Again in 1935 the local paper said, “When one travels to a town and sees beautiful homes, nice schools, lovely parks and so on, all isolated by bad rough and bumpy roads what a feeling of disappointment it brings …” In 1942 they added, “We almost blush when people have to get out in mud to their ankles to get into stores and offices … LETS DO SOMETHING”
In 1943 the Rotary Club took on the challenge and put together a proposal for the town on how to improve main street. It included 12 foot wide sidewalks and a 10 foot boulevard. The club also invited Lethbridge’s city manager, Jack Watson, to come to discuss the possibility of an asphalt hard surface. Council was invited to join in that meeting and they all agreed that something needed to be done, but they couldn’t settle on what the first course of action should be. Five years passed before the town proceeded with the construction of cement sidewalks in the downtown district. They completed the west side of the street in 1948 and the east side in 1949. This was a welcome and definite improvement, but there was still the issue of muddy & dusty roads.

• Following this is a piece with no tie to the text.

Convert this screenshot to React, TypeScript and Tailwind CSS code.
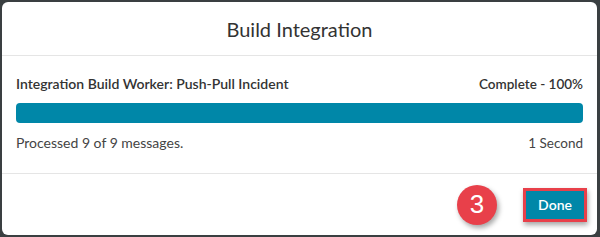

In 1954 the province was moving forward with plans to pave highway 52. Town council asked the citizens if now was the right time to pave main street. The Chamber of Commerce, who supported paving, worked hard and got 58% of residents out for the vote with 75% of them supporting paving.
It was in July of that same year that town Councillor Robert Salmon put a motion before town council that when the road was paved, parking in the centre of the street from Church Ave. to Melchin Motors (QT Tire’s present location) be allowed. The motion passed.
It only took 54 years to solve the issue of mud, now the discussion is whether it is legal for you to park your super extra-heavy-duty diesel long-body pick-up truck on main street. Will it take 54 years to solve this one?